• [DATA TO USE]
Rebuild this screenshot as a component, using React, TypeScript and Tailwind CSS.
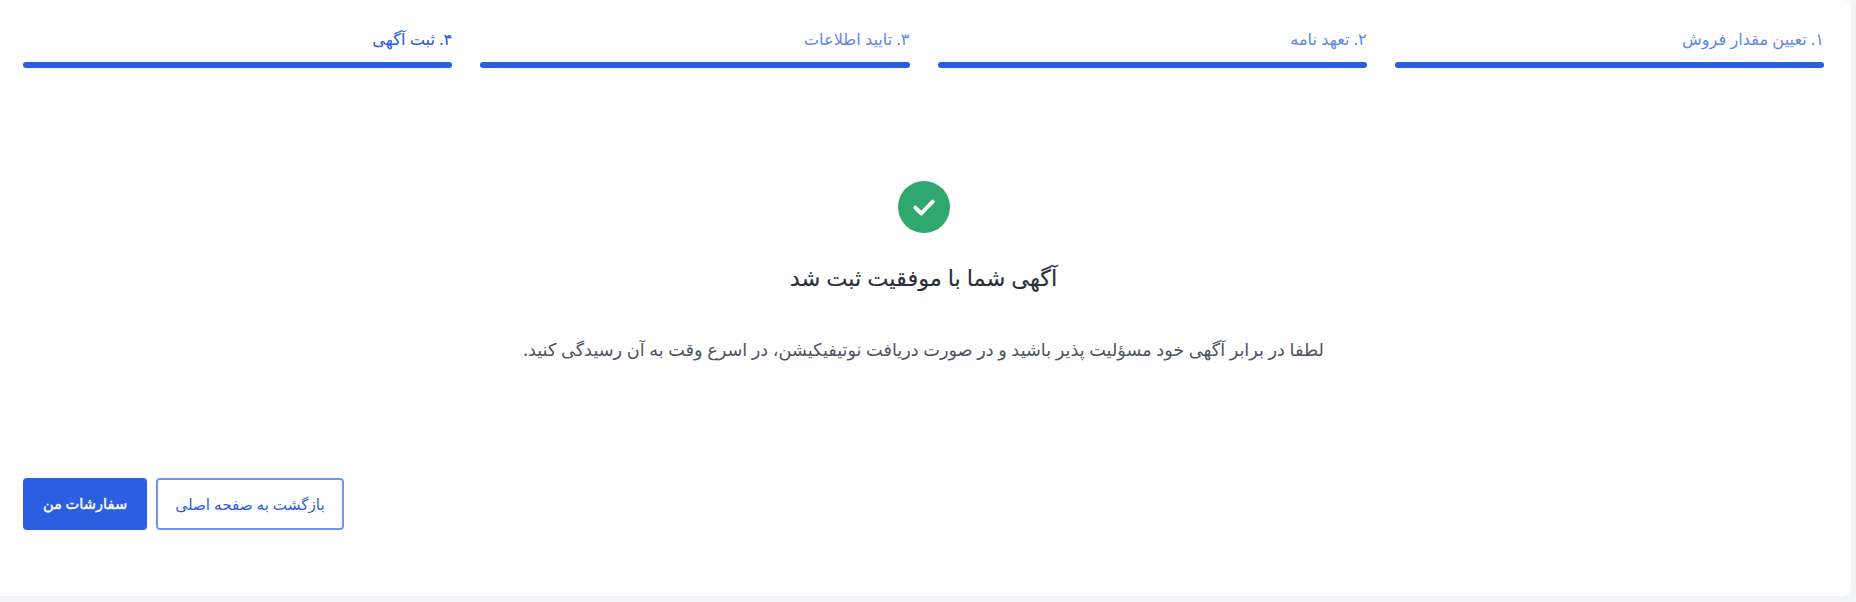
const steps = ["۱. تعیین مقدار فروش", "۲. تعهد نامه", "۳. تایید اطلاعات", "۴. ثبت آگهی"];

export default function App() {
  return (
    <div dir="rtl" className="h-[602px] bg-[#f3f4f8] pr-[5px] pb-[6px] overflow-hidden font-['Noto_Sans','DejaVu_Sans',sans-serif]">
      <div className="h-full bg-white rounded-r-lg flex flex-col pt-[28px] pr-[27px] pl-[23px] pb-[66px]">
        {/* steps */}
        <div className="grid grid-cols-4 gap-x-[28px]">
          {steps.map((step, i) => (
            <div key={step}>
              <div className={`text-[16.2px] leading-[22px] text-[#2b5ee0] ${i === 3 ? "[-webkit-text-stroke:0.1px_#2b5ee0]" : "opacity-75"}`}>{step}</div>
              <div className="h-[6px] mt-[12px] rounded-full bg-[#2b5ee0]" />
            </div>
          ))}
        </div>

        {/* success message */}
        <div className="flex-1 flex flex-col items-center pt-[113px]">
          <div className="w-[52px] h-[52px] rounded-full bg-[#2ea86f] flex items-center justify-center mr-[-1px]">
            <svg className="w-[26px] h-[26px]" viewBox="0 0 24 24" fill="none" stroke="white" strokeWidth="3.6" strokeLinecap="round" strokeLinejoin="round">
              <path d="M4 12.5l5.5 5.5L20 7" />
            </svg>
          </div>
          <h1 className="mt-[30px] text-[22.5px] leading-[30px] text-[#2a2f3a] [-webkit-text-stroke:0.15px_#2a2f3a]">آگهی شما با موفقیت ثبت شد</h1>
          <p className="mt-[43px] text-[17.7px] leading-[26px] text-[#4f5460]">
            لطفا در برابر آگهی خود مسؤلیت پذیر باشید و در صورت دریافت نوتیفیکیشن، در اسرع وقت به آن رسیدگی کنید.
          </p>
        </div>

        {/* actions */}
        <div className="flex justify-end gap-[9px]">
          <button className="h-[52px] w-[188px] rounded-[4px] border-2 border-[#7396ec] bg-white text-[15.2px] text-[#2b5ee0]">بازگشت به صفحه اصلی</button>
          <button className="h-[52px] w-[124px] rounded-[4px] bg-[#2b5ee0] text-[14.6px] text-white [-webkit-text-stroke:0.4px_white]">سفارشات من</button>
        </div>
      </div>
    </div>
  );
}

* * *

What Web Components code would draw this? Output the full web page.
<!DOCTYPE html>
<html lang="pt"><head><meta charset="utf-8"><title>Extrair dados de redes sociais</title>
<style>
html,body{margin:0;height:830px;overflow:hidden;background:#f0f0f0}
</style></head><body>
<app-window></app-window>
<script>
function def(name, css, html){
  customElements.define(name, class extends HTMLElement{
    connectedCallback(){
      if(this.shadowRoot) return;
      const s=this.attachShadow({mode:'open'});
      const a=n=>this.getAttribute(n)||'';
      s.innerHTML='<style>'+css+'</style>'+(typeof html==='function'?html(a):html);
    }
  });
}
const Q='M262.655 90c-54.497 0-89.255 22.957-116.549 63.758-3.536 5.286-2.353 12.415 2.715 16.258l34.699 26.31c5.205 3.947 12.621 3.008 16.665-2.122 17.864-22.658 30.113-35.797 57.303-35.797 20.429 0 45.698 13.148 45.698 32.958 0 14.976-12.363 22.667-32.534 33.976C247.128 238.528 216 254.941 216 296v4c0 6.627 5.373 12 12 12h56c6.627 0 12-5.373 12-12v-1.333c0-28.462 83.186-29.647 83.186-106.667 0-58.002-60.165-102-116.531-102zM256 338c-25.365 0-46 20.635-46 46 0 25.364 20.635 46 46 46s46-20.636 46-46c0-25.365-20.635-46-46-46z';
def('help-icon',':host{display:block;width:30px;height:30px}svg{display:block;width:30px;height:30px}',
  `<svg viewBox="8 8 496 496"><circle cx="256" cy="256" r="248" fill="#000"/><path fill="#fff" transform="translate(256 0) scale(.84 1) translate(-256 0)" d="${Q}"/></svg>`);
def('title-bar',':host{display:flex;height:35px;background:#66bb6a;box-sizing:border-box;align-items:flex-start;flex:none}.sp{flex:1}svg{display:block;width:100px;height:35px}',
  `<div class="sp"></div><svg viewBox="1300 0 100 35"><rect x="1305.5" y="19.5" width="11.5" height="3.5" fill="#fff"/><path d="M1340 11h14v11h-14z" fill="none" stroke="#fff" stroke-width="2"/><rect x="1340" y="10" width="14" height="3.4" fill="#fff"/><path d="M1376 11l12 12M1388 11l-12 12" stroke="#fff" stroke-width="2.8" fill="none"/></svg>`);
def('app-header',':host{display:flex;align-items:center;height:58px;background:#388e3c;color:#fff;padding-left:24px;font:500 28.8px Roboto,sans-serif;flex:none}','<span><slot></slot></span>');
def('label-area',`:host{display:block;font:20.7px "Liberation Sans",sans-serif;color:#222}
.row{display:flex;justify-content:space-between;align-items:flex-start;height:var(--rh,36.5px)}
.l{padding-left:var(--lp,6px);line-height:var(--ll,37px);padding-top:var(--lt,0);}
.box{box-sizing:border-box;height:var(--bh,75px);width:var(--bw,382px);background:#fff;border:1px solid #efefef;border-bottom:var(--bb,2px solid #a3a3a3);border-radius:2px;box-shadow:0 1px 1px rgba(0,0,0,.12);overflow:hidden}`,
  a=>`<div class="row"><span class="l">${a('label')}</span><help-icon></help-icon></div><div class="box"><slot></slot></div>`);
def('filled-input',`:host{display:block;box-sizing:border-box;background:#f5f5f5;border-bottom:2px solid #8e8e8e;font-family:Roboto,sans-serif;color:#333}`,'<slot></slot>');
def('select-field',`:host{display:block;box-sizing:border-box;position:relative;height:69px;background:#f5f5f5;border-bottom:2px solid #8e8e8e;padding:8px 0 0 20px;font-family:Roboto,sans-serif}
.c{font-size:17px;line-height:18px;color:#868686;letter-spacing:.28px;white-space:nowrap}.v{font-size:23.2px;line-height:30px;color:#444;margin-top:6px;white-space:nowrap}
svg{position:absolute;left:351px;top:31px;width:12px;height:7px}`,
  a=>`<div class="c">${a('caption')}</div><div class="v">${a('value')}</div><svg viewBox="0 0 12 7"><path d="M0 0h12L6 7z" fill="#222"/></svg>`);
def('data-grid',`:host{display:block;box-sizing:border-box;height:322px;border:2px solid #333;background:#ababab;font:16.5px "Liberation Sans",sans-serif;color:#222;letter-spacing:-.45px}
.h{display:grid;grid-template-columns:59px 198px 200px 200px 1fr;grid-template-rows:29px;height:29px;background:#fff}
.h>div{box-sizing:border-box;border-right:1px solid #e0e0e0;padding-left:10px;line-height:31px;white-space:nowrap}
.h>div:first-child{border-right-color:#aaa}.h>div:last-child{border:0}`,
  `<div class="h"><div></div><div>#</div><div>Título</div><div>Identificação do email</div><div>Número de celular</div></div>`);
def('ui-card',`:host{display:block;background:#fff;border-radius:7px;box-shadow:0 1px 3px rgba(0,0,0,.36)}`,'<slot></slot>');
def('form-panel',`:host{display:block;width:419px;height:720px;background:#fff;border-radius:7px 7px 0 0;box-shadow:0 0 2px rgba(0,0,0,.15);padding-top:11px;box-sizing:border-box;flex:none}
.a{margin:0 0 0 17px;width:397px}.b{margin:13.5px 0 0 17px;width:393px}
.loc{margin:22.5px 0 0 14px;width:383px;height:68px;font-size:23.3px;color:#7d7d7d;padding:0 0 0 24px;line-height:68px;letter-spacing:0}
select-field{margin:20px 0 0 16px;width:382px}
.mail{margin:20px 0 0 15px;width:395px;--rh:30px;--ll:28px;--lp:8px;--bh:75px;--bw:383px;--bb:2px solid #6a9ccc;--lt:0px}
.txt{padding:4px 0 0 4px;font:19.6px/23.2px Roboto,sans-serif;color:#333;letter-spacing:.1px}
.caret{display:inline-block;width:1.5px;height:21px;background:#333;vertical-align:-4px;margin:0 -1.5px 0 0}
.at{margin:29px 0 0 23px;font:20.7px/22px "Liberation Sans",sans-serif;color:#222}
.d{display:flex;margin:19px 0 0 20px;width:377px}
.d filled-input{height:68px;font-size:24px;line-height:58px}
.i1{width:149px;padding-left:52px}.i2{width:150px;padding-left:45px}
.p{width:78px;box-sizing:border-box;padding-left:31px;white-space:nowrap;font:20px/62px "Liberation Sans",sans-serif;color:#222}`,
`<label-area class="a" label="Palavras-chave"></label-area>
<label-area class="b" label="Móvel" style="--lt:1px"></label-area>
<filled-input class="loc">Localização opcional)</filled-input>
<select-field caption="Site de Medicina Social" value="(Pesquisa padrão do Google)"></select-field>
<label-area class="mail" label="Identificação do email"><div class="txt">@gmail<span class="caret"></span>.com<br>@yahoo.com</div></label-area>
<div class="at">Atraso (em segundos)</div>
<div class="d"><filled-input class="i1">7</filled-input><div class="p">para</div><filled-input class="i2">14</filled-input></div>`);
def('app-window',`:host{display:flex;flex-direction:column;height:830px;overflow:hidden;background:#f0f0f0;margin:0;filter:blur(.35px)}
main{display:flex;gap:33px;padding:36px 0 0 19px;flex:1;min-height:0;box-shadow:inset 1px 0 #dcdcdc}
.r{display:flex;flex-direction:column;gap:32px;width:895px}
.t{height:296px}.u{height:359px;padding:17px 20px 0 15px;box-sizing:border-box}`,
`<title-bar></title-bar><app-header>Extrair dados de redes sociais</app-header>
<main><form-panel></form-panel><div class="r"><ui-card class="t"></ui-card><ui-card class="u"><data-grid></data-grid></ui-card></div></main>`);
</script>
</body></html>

* * *

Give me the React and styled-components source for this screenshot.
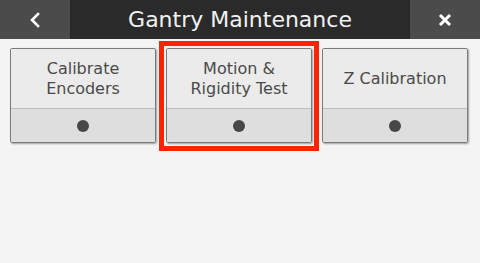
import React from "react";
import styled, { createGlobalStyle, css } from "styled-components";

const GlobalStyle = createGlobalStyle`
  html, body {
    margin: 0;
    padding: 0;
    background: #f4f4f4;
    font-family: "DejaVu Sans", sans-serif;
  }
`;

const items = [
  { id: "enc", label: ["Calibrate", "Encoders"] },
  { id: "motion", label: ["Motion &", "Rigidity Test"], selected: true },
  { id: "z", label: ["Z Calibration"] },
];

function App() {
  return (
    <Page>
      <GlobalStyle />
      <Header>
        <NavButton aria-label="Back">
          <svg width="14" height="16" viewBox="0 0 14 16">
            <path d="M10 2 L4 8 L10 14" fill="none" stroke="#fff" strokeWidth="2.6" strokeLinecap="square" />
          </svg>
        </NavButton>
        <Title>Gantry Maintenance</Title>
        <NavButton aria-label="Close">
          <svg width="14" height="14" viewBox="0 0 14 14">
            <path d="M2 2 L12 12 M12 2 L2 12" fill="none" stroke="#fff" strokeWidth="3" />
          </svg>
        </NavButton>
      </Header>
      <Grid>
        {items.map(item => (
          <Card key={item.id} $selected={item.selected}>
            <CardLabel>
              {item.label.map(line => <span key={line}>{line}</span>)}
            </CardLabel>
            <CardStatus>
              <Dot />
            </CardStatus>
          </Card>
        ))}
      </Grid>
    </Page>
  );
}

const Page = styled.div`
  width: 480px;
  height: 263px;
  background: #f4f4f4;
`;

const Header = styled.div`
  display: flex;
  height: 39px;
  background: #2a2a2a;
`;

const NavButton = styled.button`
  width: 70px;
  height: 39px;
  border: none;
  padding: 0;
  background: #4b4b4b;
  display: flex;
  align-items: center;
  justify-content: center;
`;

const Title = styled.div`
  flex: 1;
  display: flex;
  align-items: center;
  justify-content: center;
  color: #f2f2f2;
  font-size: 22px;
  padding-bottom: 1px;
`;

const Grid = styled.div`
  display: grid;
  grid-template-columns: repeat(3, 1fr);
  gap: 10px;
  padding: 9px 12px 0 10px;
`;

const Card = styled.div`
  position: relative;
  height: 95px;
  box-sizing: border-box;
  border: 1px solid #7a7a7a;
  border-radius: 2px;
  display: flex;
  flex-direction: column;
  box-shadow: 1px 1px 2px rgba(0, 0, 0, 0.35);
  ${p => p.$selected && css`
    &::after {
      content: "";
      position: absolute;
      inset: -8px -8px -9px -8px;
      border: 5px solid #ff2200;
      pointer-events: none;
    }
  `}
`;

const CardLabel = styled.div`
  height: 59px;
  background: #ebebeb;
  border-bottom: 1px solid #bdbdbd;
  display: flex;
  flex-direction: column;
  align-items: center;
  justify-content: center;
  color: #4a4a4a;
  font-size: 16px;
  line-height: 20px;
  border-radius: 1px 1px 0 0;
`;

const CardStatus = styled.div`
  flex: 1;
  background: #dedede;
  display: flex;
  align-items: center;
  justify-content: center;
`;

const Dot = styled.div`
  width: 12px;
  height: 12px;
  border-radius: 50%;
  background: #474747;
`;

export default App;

• [EXERCISE INSTRUCTIONS] Pick out the lines containing the string "this" and show them.

• [TASK RESPONSE]
Rebuild this screenshot as a component, using React, TypeScript and Tailwind CSS.
What Web Components code would draw this? Output the full web page.
      if(this.shadowRoot) return;
      const s=this.attachShadow({mode:'open'});
      const a=n=>this.getAttribute(n)||'';
Give me the React and styled-components source for this screenshot.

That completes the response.